Sadly, Squire passed away in June of 2015 and there is no such thing as replacing Squire in any band playing Yes music.
It's an exciting time for a number of Yes alums as they are up once again for the Rock and Roll Hall of Fame. Now may be just the time to see Yes inducted into the Hall. The past few years it seems the Hall has made sure long time snubs are corrected. Kiss, Rush, Deep Purple and Chicago had to wait for induction far longer than many would have thought.
Yes is now in that category and no ensemble this year is more deserving than the band that boasts more virtuosity than just about any in rock history.
From their breakout The Yes Album in 1970 to subsequent albums like Fragile, Close to the Edge, Going for the One and 90125, Yes are true genre benders. They could rock like giants or touch your heart with the sweetest harmonies and melodies. Yes tossed blues, classical, jazz and folk (among others) in a cauldron of sound unlike anyone before or since.

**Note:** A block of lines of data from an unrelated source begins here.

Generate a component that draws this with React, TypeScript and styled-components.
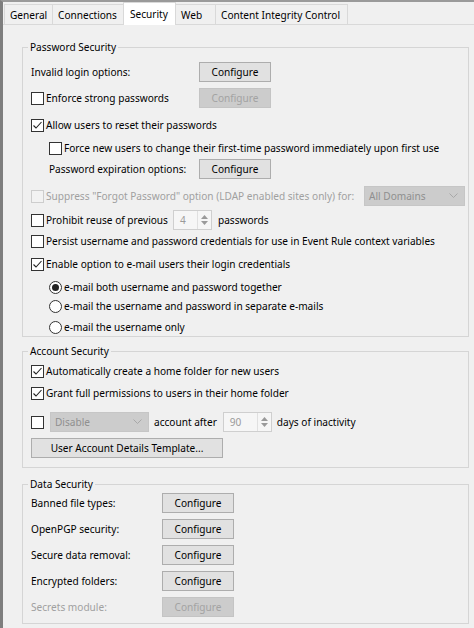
import React from 'react'
import styled, { createGlobalStyle } from 'styled-components'

const GlobalStyle = createGlobalStyle`
  html, body {
    margin: 0;
    padding: 0;
    background: #f0f0f0;
  }
  body {
    font-family: 'Noto Sans', 'Open Sans', sans-serif;
    font-size: 10.1px;
    color: #000;
  }
`

const Frame = styled.div`
  width: 474px;
  height: 628px;
  box-sizing: border-box;
  border-top: 2px solid #9a9a9a;
  border-left: 3px solid #7e7e7e;
  background: #e9e9e9;
  display: flex;
  flex-direction: column;
  overflow: hidden;
`

const TabBar = styled.div`
  display: flex;
  align-items: flex-end;
  height: 23px;
  box-sizing: border-box;
  padding-left: 1px;
  border-bottom: 1px solid #d9d9d9;
  background: #f0f0f0;
`

const Tab = styled.div<{ $w: number; $active?: boolean }>`
  width: ${p => p.$w}px;
  height: ${p => (p.$active ? 23 : 20)}px;
  margin-bottom: ${p => (p.$active ? -1 : 0)}px;
  margin-right: -1px;
  box-sizing: border-box;
  padding-left: ${p => (p.$active ? 6 : 5)}px;
  background: ${p => (p.$active ? '#ffffff' : '#f0f0f0')};
  border: 1px solid #d9d9d9;
  border-bottom: none;
  display: flex;
  align-items: center;
  position: relative;
  z-index: ${p => (p.$active ? 1 : 0)};
`

const Page = styled.div`
  flex: 1;
  background: #f0f0f0;
  padding: 15px 5px 0 19px;
  display: flex;
  flex-direction: column;
`

const Group = styled.fieldset<{ $mt?: number; $pb: number }>`
  margin: ${p => p.$mt ?? 0}px 0 0 0;
  padding: 0 3px ${p => p.$pb}px 8px;
  border: 1px solid #d5d5d5;
  min-width: 0;
  display: flex;
  flex-direction: column;
`

const Legend = styled.legend`
  padding: 0 2px;
  margin-left: -3px;
  line-height: 14px;
`

const Row = styled.div<{ $mt: number; $h?: number; $indent?: number }>`
  display: flex;
  align-items: center;
  height: ${p => p.$h ?? 20}px;
  margin-top: ${p => p.$mt}px;
  padding-left: ${p => p.$indent ?? 0}px;
  white-space: nowrap;
`

const Label = styled.span<{ $w?: number; $disabled?: boolean }>`
  width: ${p => (p.$w ? `${p.$w}px` : 'auto')};
  flex: none;
  color: ${p => (p.$disabled ? '#a0a0a0' : '#000')};
`

const Text = styled.span<{ $ml?: number; $disabled?: boolean }>`
  margin-left: ${p => p.$ml ?? 0}px;
  color: ${p => (p.$disabled ? '#9c9c9c' : '#000')};
`

const CheckWrap = styled.span<{ $w?: number }>`
  display: flex;
  align-items: center;
  width: ${p => (p.$w ? `${p.$w}px` : 'auto')};
  flex: none;
`

const Box = styled.span<{ $disabled?: boolean }>`
  width: 13px;
  height: 13px;
  box-sizing: border-box;
  flex: none;
  border: 1px solid ${p => (p.$disabled ? '#cdcdcd' : '#333333')};
  background: ${p => (p.$disabled ? '#f2f2f2' : '#ffffff')};
  display: flex;
  align-items: center;
  justify-content: center;
  margin-right: 2px;
`

const RadioCircle = styled.span`
  width: 13px;
  height: 13px;
  box-sizing: border-box;
  flex: none;
  border: 1px solid #333333;
  border-radius: 50%;
  background: #fff;
  display: flex;
  align-items: center;
  justify-content: center;
  margin-right: 2px;
`

const Dot = styled.span`
  width: 7px;
  height: 7px;
  border-radius: 50%;
  background: #222;
`

const Button = styled.button<{ $w?: number }>`
  width: ${p => p.$w ?? 72}px;
  height: 20px;
  flex: none;
  box-sizing: border-box;
  padding: 0;
  background: #e1e1e1;
  border: 1px solid #adadad;
  border-radius: 0;
  font: inherit;
  color: #000;
  &:disabled {
    background: #cccccc;
    border-color: #c4c4c4;
    color: #a3a3a3;
  }
`

const Select = styled.div<{ $w: number; $ml?: number }>`
  width: ${p => p.$w}px;
  height: 20px;
  margin-left: ${p => p.$ml ?? 0}px;
  flex: none;
  box-sizing: border-box;
  border: 1px solid #c6c6c6;
  background: #cccccc;
  color: #8f8f8f;
  display: flex;
  align-items: center;
  justify-content: space-between;
  padding: 0 6px 0 4px;
`

const Spin = styled.div<{ $w: number; $ml?: number }>`
  width: ${p => p.$w}px;
  height: 20px;
  margin-left: ${p => p.$ml ?? 0}px;
  flex: none;
  box-sizing: border-box;
  border: 1px solid #cfcfcf;
  background: #f6f6f6;
  color: #9a9a9a;
  display: flex;
  align-items: stretch;
`

const SpinValue = styled.span`
  flex: 1;
  display: flex;
  align-items: center;
  padding-left: 6px;
`

const SpinArrows = styled.span`
  width: 13px;
  border-left: 1px solid #e0e0e0;
  display: flex;
  flex-direction: column;
  align-items: center;
  justify-content: center;
  gap: 2px;
`

const Chevron = () => (
  <svg width="9" height="6" viewBox="0 0 9 6">
    <path d="M0.5 0.5 L4.5 4.5 L8.5 0.5" fill="none" stroke="#a8a8a8" strokeWidth="1" />
  </svg>
)

const Tick = () => (
  <svg width="11" height="11" viewBox="0 0 11 11">
    <path d="M1.5 5.5 L4 8 L9.5 2" fill="none" stroke="#222" strokeWidth="1.1" />
  </svg>
)

const Check = ({
  checked,
  disabled,
  w,
  children,
}: {
  checked?: boolean
  disabled?: boolean
  w?: number
  children?: React.ReactNode
}) => (
  <CheckWrap $w={w}>
    <Box $disabled={disabled}>{checked && <Tick />}</Box>
    {children && <Label $disabled={disabled}>{children}</Label>}
  </CheckWrap>
)

const Radio = ({ selected, children }: { selected?: boolean; children: React.ReactNode }) => (
  <CheckWrap>
    <RadioCircle>{selected && <Dot />}</RadioCircle>
    <Label>{children}</Label>
  </CheckWrap>
)

const Spinner = ({ value, w, ml }: { value: string; w: number; ml?: number }) => (
  <Spin $w={w} $ml={ml}>
    <SpinValue>{value}</SpinValue>
    <SpinArrows>
      <svg width="7" height="4" viewBox="0 0 7 4">
        <path d="M0 4 L3.5 0 L7 4 Z" fill="#9a9a9a" />
      </svg>
      <svg width="7" height="4" viewBox="0 0 7 4">
        <path d="M0 0 L3.5 4 L7 0 Z" fill="#9a9a9a" />
      </svg>
    </SpinArrows>
  </Spin>
)

const tabs = [
  { label: 'General', w: 49 },
  { label: 'Connections', w: 72 },
  { label: 'Security', w: 53, active: true },
  { label: 'Web', w: 41 },
  { label: 'Content Integrity Control', w: 133 },
]

const dataRows = [
  { label: 'Banned file types:' },
  { label: 'OpenPGP security:' },
  { label: 'Secure data removal:' },
  { label: 'Encrypted folders:' },
  { label: 'Secrets module:', disabled: true },
]

export default function App() {
  return (
    <>
      <GlobalStyle />
      <Frame>
        <TabBar>
          {tabs.map(t => (
            <Tab key={t.label} $w={t.w} $active={t.active}>
              {t.label}
            </Tab>
          ))}
        </TabBar>
        <Page>
          <Group $pb={1}>
            <Legend>Password Security</Legend>
            <Row $mt={8}>
              <Label $w={168}>Invalid login options:</Label>
              <Button>Configure</Button>
            </Row>
            <Row $mt={6}>
              <Check w={168}>Enforce strong passwords</Check>
              <Button disabled>Configure</Button>
            </Row>
            <Row $mt={7}>
              <Check checked>Allow users to reset their passwords</Check>
            </Row>
            <Row $mt={3} $indent={18}>
              <Check>Force new users to change their first-time password immediately upon first use</Check>
            </Row>
            <Row $mt={1} $indent={18}>
              <Label $w={150}>Password expiration options:</Label>
              <Button>Configure</Button>
            </Row>
            <Row $mt={7}>
              <Check disabled>Suppress "Forgot Password" option (LDAP enabled sites only) for:</Check>
              <Select $w={101} style={{ marginLeft: 'auto' }}>
                All Domains
                <Chevron />
              </Select>
            </Row>
            <Row $mt={4}>
              <Check>Prohibit reuse of previous</Check>
              <Spinner value="4" w={39} ml={5} />
              <Text $ml={6}>passwords</Text>
            </Row>
            <Row $mt={1}>
              <Check>Persist username and password credentials for use in Event Rule context variables</Check>
            </Row>
            <Row $mt={3}>
              <Check checked>Enable option to e-mail users their login credentials</Check>
            </Row>
            <Row $mt={4} $h={18} $indent={18}>
              <Radio selected>e-mail both username and password together</Radio>
            </Row>
            <Row $mt={1} $h={18} $indent={18}>
              <Radio>e-mail the username and password in separate e-mails</Radio>
            </Row>
            <Row $mt={4} $h={16} $indent={18}>
              <Radio>e-mail the username only</Radio>
            </Row>
          </Group>

          <Group $mt={7} $pb={9}>
            <Legend>Account Security</Legend>
            <Row $mt={3}>
              <Check checked>Automatically create a home folder for new users</Check>
            </Row>
            <Row $mt={2}>
              <Check checked>Grant full permissions to users in their home folder</Check>
            </Row>
            <Row $mt={9}>
              <Check />
              <Select $w={99} $ml={4}>
                Disable
                <Chevron />
              </Select>
              <Text $ml={5}>account after</Text>
              <Spinner value="90" w={49} ml={6} />
              <Text $ml={5}>days of inactivity</Text>
            </Row>
            <Row $mt={6}>
              <Button $w={192}>User Account Details Template...</Button>
            </Row>
          </Group>

          <Group $mt={9} $pb={6}>
            <Legend>Data Security</Legend>
            {dataRows.map((r, i) => (
              <Row key={r.label} $mt={i === 0 ? 2 : 6}>
                <Label $w={131} $disabled={r.disabled}>
                  {r.label}
                </Label>
                <Button disabled={r.disabled}>Configure</Button>
              </Row>
            ))}
          </Group>
        </Page>
      </Frame>
    </>
  )
}
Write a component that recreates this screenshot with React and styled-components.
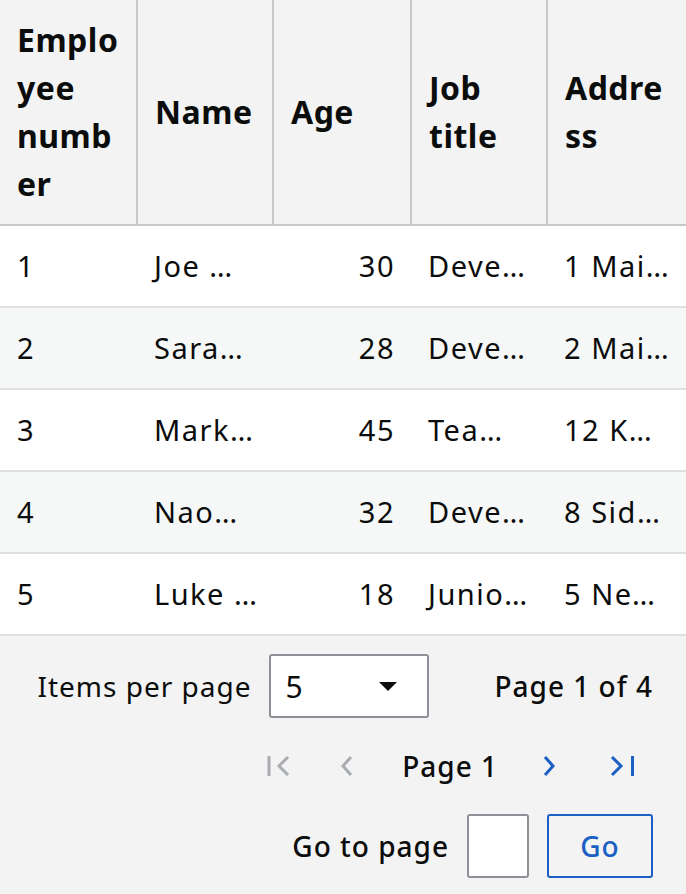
import React, { useState } from "react";
import styled, { createGlobalStyle } from "styled-components";

const GlobalStyle = createGlobalStyle`
  html, body {
    margin: 0;
    padding: 0;
    background: #f3f3f3;
  }
  body {
    font-family: "Noto Sans", "Open Sans", sans-serif;
    color: #0b0c0c;
  }
`;

const Wrapper = styled.div`
  width: 686px;
  height: 894px;
  overflow: hidden;
  background: #f3f3f3;
`;

const Table = styled.table`
  width: 100%;
  table-layout: fixed;
  border-collapse: collapse;
`;

const HeadCell = styled.th`
  height: 192px;
  padding: 16px 16px 16px 17px;
  text-align: left;
  vertical-align: middle;
  font-size: 32px;
  line-height: 48px;
  font-weight: 700;
  letter-spacing: 0.5px;
  background: #f3f3f3;
  border-bottom: 2px solid #c6c9cc;
  border-right: ${(p) => (p.last ? "none" : "2px solid #c6c9cc")};
  overflow-wrap: anywhere;
  word-break: break-word;
`;

const Row = styled.tr`
  background: ${(p) => (p.striped ? "#f6f8f7" : "#ffffff")};
  border-bottom: 2px solid #dfe1e0;
`;

const Cell = styled.td`
  height: 80px;
  padding: 0 ${(p) => p.pr || 16}px 0 17px;
  font-size: 29px;
  line-height: 40px;
  letter-spacing: 1.5px;
  text-align: ${(p) => (p.numeric ? "right" : "left")};
  white-space: nowrap;
  overflow: hidden;
  text-overflow: ellipsis;
`;

const Footer = styled.div`
  display: flex;
  flex-direction: column;
  align-items: flex-end;
  gap: 24px;
  padding: 18px 33px 16px 16px;
  font-size: 28px;
  letter-spacing: 1px;
`;

const FooterRow = styled.div`
  display: flex;
  align-items: center;
  justify-content: flex-end;
  gap: 18px;
`;

const Label = styled.span`
  font-weight: ${(p) => (p.medium ? 500 : 400)};
`;

const SelectBox = styled.div`
  box-sizing: border-box;
  width: 160px;
  height: 64px;
  display: flex;
  align-items: center;
  justify-content: space-between;
  padding: 0 30px 0 14px;
  background: #fff;
  border: 2px solid #8d9096;
  border-radius: 3px;
  font-size: 30px;
  margin-right: 47px;
`;

const Caret = styled.span`
  width: 0;
  height: 0;
  border-left: 9px solid transparent;
  border-right: 9px solid transparent;
  border-top: 9px solid #0b0c0c;
`;

const Nav = styled.div`
  display: flex;
  align-items: center;
  height: 48px;
  margin-right: 7px;
`;

const IconButton = styled.button`
  width: 48px;
  height: 48px;
  display: flex;
  align-items: center;
  justify-content: center;
  border: none;
  background: none;
  padding: 0;
  margin-left: ${(p) => p.ml || 0}px;
  color: ${(p) => (p.disabled ? "#a9adb1" : "#1c5fc4")};
`;

const PageText = styled.span`
  font-size: 28px;
  font-weight: 500;
  margin: 0 27px 0 31px;
`;

const PageInput = styled.input`
  box-sizing: border-box;
  width: 62px;
  height: 64px;
  border: 2px solid #8d9096;
  border-radius: 3px;
  background: #fff;
`;

const GoButton = styled.button`
  box-sizing: border-box;
  width: 106px;
  height: 64px;
  border: 2px solid #1c5fc4;
  border-radius: 3px;
  background: transparent;
  color: #1c5fc4;
  font-family: inherit;
  font-size: 28px;
  font-weight: 500;
  letter-spacing: 1px;
`;

const FirstIcon = () => (
  <svg width="24" height="22" viewBox="0 0 24 22">
    <path d="M2 1v20" stroke="currentColor" strokeWidth="3" fill="none" />
    <path d="M21 2l-9 9 9 9" stroke="currentColor" strokeWidth="3" fill="none" />
  </svg>
);

const PrevIcon = () => (
  <svg width="16" height="22" viewBox="0 0 16 22">
    <path d="M12 2l-8 9 8 9" stroke="currentColor" strokeWidth="3" fill="none" />
  </svg>
);

const NextIcon = () => (
  <svg width="16" height="22" viewBox="0 0 16 22">
    <path d="M4 2l8 9-8 9" stroke="currentColor" strokeWidth="3" fill="none" />
  </svg>
);

const LastIcon = () => (
  <svg width="26" height="22" viewBox="0 0 26 22">
    <path d="M3 2l9 9-9 9" stroke="currentColor" strokeWidth="3" fill="none" />
    <path d="M23.5 1v20" stroke="currentColor" strokeWidth="3" fill="none" />
  </svg>
);

const employees = [
  { id: 1, name: "Joe Wilson", age: 30, job: "Developer", address: "1 Main Street" },
  { id: 2, name: "Sarah Smith", age: 28, job: "Developer", address: "2 Main Street" },
  { id: 3, name: "Mark Jones", age: 45, job: "Team lead", address: "12 Kowloon Road" },
  { id: 4, name: "Naomi Brown", age: 32, job: "Developer", address: "8 Side Lane" },
  { id: 5, name: "Luke Green", age: 18, job: "Junior developer", address: "5 New Road" },
];

const columns = [
  { title: "Employee number", width: 137 },
  { title: "Name", width: 136 },
  { title: "Age", width: 138 },
  { title: "Job title", width: 136 },
  { title: "Address", width: 139 },
];

export default function App() {
  const [goTo, setGoTo] = useState("");

  return (
    <Wrapper>
      <GlobalStyle />
      <Table>
        <colgroup>
          {columns.map((c) => (
            <col key={c.title} width={c.width} />
          ))}
        </colgroup>
        <thead>
          <tr>
            {columns.map((c, i) => (
              <HeadCell key={c.title} last={i === columns.length - 1}>
                {c.title}
              </HeadCell>
            ))}
          </tr>
        </thead>
        <tbody>
          {employees.map((e, i) => (
            <Row key={e.id} striped={i % 2 === 1}>
              <Cell>{e.id}</Cell>
              <Cell>{e.name}</Cell>
              <Cell numeric>{e.age}</Cell>
              <Cell pr={18}>{e.job}</Cell>
              <Cell>{e.address}</Cell>
            </Row>
          ))}
        </tbody>
      </Table>
      <Footer>
        <FooterRow>
          <Label>Items per page</Label>
          <SelectBox>
            5
            <Caret />
          </SelectBox>
          <Label medium>Page 1 of 4</Label>
        </FooterRow>
        <Nav>
          <IconButton disabled>
            <FirstIcon />
          </IconButton>
          <IconButton disabled ml={20}>
            <PrevIcon />
          </IconButton>
          <PageText>Page 1</PageText>
          <IconButton>
            <NextIcon />
          </IconButton>
          <IconButton ml={25}>
            <LastIcon />
          </IconButton>
        </Nav>
        <FooterRow>
          <Label medium>Go to page</Label>
          <PageInput value={goTo} onChange={(e) => setGoTo(e.target.value)} />
          <GoButton>Go</GoButton>
        </FooterRow>
      </Footer>
    </Wrapper>
  );
}
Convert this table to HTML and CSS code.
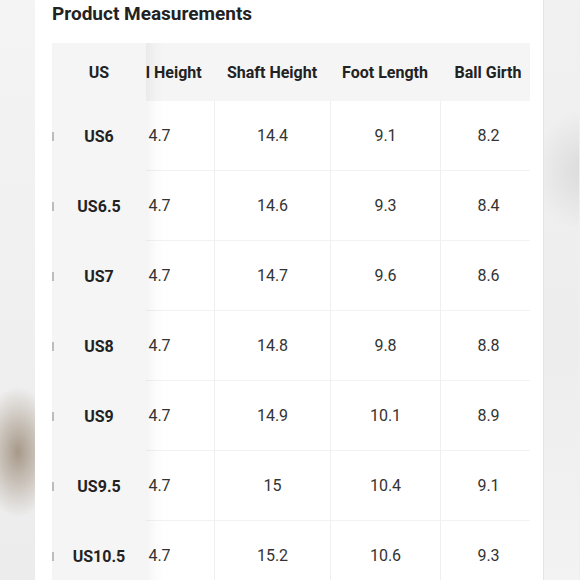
FILE: index.html
```html
<!DOCTYPE html>
<html>
<head>
<meta charset="utf-8">
<link rel="stylesheet" href="styles.css">
</head>
<body>
<div class="page">
  <div class="side side-left"></div>
  <div class="panel">
    <h2 class="title">Product Measurements</h2>
    <div class="table">
      <div class="cell head sticky">US</div>
      <div class="cell head heel"><span class="inner">Heel Height</span></div>
      <div class="cell head">Shaft Height</div>
      <div class="cell head">Foot Length</div>
      <div class="cell head ball">Ball Girth</div>

      <div class="cell sticky size">US6</div>
      <div class="cell heel"><span class="inner">4.7</span></div>
      <div class="cell line">14.4</div>
      <div class="cell line">9.1</div>
      <div class="cell line ball">8.2</div>

      <div class="cell sticky size">US6.5</div>
      <div class="cell heel"><span class="inner">4.7</span></div>
      <div class="cell line">14.6</div>
      <div class="cell line">9.3</div>
      <div class="cell line ball">8.4</div>

      <div class="cell sticky size">US7</div>
      <div class="cell heel"><span class="inner">4.7</span></div>
      <div class="cell line">14.7</div>
      <div class="cell line">9.6</div>
      <div class="cell line ball">8.6</div>

      <div class="cell sticky size">US8</div>
      <div class="cell heel"><span class="inner">4.7</span></div>
      <div class="cell line">14.8</div>
      <div class="cell line">9.8</div>
      <div class="cell line ball">8.8</div>

      <div class="cell sticky size">US9</div>
      <div class="cell heel"><span class="inner">4.7</span></div>
      <div class="cell line">14.9</div>
      <div class="cell line">10.1</div>
      <div class="cell line ball">8.9</div>

      <div class="cell sticky size">US9.5</div>
      <div class="cell heel"><span class="inner">4.7</span></div>
      <div class="cell line">15</div>
      <div class="cell line">10.4</div>
      <div class="cell line ball">9.1</div>

      <div class="cell sticky size">US10.5</div>
      <div class="cell heel"><span class="inner">4.7</span></div>
      <div class="cell line">15.2</div>
      <div class="cell line">10.6</div>
      <div class="cell line ball">9.3</div>
    </div>
  </div>
  <div class="side side-right"></div>
</div>
</body>
</html>
```

FILE: styles.css
```css
html, body {
  margin: 0;
  padding: 0;
}
body {
  width: 580px;
  height: 580px;
  overflow: hidden;
  font-family: Roboto, "Liberation Sans", sans-serif;
  background: #efefef;
}
.page {
  display: flex;
  width: 580px;
  height: 580px;
}
.side {
  width: 35px;
  flex: none;
}
.side-left {
  background:
    radial-gradient(ellipse 38px 65px at 18px 452px, rgba(150,132,112,0.8), rgba(150,132,112,0) 100%),
    linear-gradient(to bottom, #f4f4f4 0%, #f0f0f0 50%, #ececec 100%);
}
.side-right {
  background:
    radial-gradient(ellipse 50px 60px at 40px 170px, rgba(205,205,205,0.6), rgba(205,205,205,0) 100%),
    linear-gradient(to bottom, #f1f1f1 0%, #ededed 60%, #f3f3f3 100%);
}
.panel {
  width: 509px;
  flex: none;
  background: #fff;
  border-right: 1px solid #e4e4e4;
  padding-left: 17px;
  box-sizing: border-box;
}
.title {
  margin: 0;
  height: 43px;
  padding-top: 2px;
  box-sizing: border-box;
  font-size: 19px;
  font-weight: 700;
  color: #222;
  line-height: 24px;
}
.table {
  display: grid;
  grid-template-columns: 94px 68px 116px 110px 90px;
  grid-auto-rows: 70px;
  grid-template-rows: 58px;
}
.cell {
  display: flex;
  align-items: center;
  justify-content: center;
  font-size: 16px;
  color: #333;
  border-bottom: 1px solid #f2f2f2;
  box-sizing: border-box;
}
.cell.line {
  border-left: 1px solid #efefef;
}
.cell.ball {
  padding-left: 6px;
}
.cell.head {
  background: #f5f5f5;
  font-weight: 700;
  color: #222;
  border-bottom: none;
}
.heel {
  overflow: hidden;
  justify-content: flex-start;
}
.heel .inner {
  flex: none;
  width: 107px;
  margin-left: -40px;
  text-align: center;
}
.sticky {
  position: relative;
  z-index: 2;
  background: #f5f5f5;
  border-bottom: none;
}
.sticky::after {
  content: "";
  position: absolute;
  left: 100%;
  top: 0;
  bottom: 0;
  width: 18px;
  background: linear-gradient(to right, rgba(0,0,0,0.045), rgba(0,0,0,0.015) 50%, rgba(0,0,0,0));
}
.size {
  font-weight: 700;
  color: #222;
}
.size::before {
  content: "";
  position: absolute;
  left: 0;
  top: 31px;
  width: 2px;
  height: 9px;
  background: #bdbdbd;
}
```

This leads to ARW's tour in the midst of their possible Hall coronation. Anderson, Rabin and Wakeman are crisscrossing America playing the best of Yes. Not unlike the many legendary bands from the 60's and 70's still filling up arenas and stadiums, ARW represents a major part of the Yes legend. As long as the original voice Jon Anderson is on stage with keyboard master Wakeman and uber-talented guitarist Rabin, there's a strong argument that this is the band to catch playing Yes songs.
If Yes gets inducted into the Hall only eight of its alums would actually go in. Jon Anderson, Bill Bruford, Steve Howe, Trevor Rabin, Chris Squire, Rick Wakeman, Alan White and Tony Kaye. Why in 2016 the most significant contributors can't somehow share a stage to play Yes music is a disheartening to a lifetime of fans. Until then, piecemeal Yes bands will have to do and ARW promises to deliver a show worthy of their history.
Next month fans will find out if Yes gets voted into the Rock Hall. If they do, it will be too late for one of its chief creative forces, Chris Squire. Millions though hope that if they make it, maybe the inducted members will get in a room and play one final time, as one, as Yes.
The ARW show is set to begin at 8 p.m.